Client - Kilmarnock Railway Station Trust


‘Old Men’s Cabin’ restored as mental health hub

This unassuming ‘cabin’ was built in 1897 as part of improvements to Howard Park in Kilmarnock, Scotland, by the Dowager Lady Howard De Walden. She aimed for the single-storey square pavilion to serve as a gathering space for local veterans to meet and socialise, but the space long ago fell out of its intended use. Latterly used as a storage facility by the local authority, the building has fallen derelict and is gated to prevent anti-social activity.






Known locally as the ‘Old Men’s Cabin’ from a sign on its door, the building will be leased by its local authority owner to Kilmarnock Station Railway Trust for restoration and adapted use.
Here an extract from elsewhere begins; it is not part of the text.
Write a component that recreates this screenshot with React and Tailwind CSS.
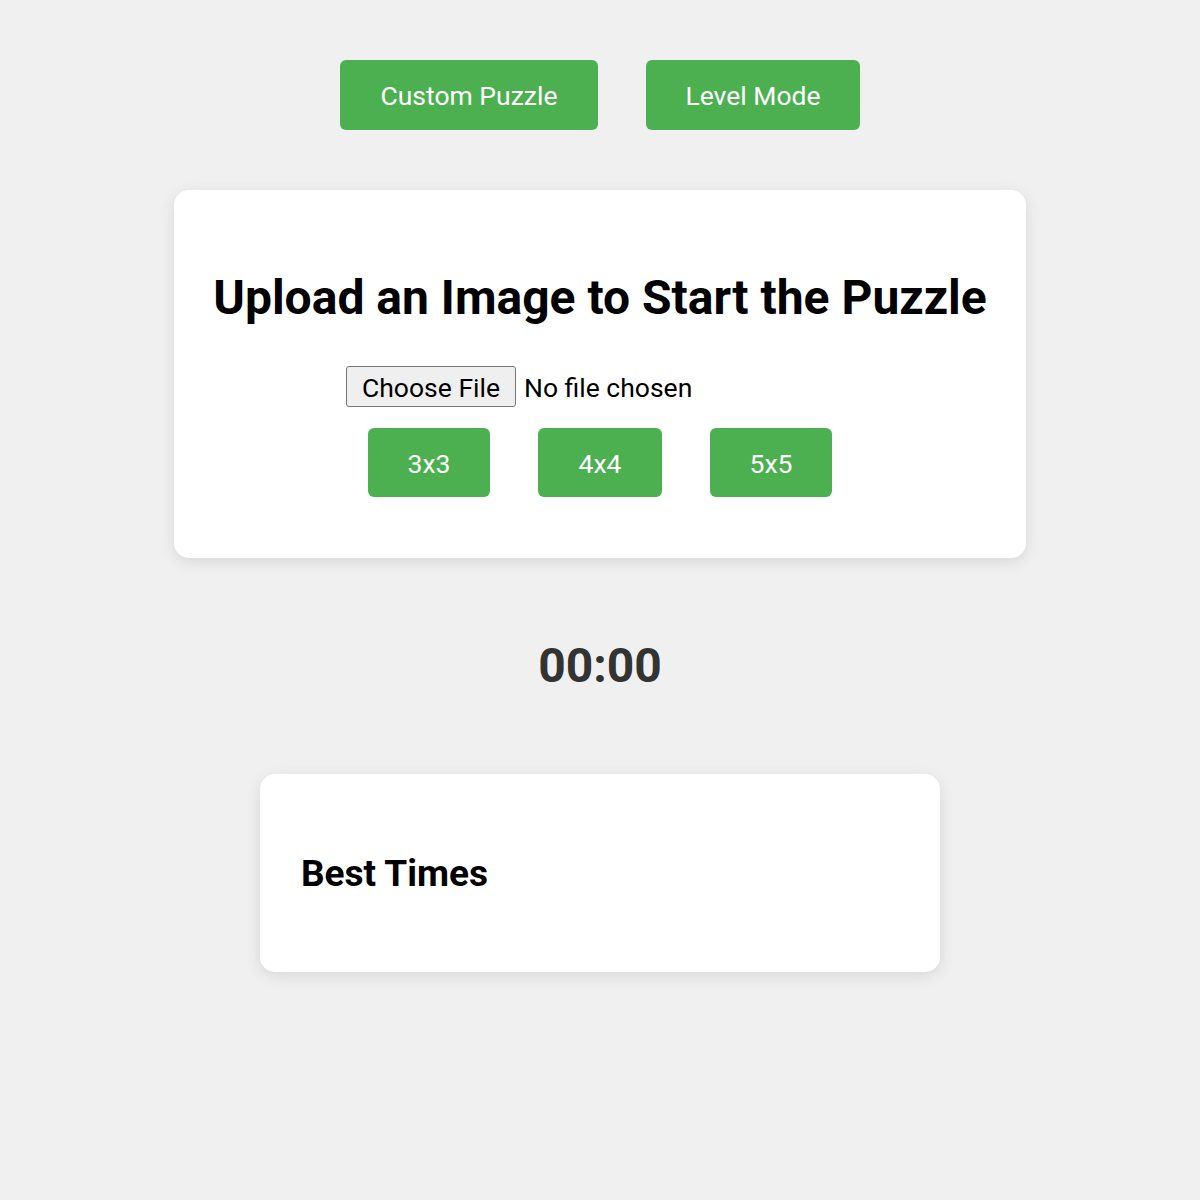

The Trust, which provides critical addiction and mental health services for the Kilmarnock area, plan to use the Cabin as a meeting space for their programmes as well as other local community groups. The ‘Old Men’s Cabin’ project shows that adapted reuses can be found for even the most unlikely buildings; in this case the cabin in its public and natural park setting was deemed an ideal solution for the intended use. Very appropriately, it also fits the original intention of the De Waldon family, that the park and cabin be used to benefit the people of Kilmarnock. The AHF has supported the project with a Project Viability and Project Development Grant to enable essential survey and design work. The Kilmarnock Station Railway Trust are presently negotiating a 25-year lease from the local authority and fundraising for the estimated £200,000 needed to convert the Cabin into reuse.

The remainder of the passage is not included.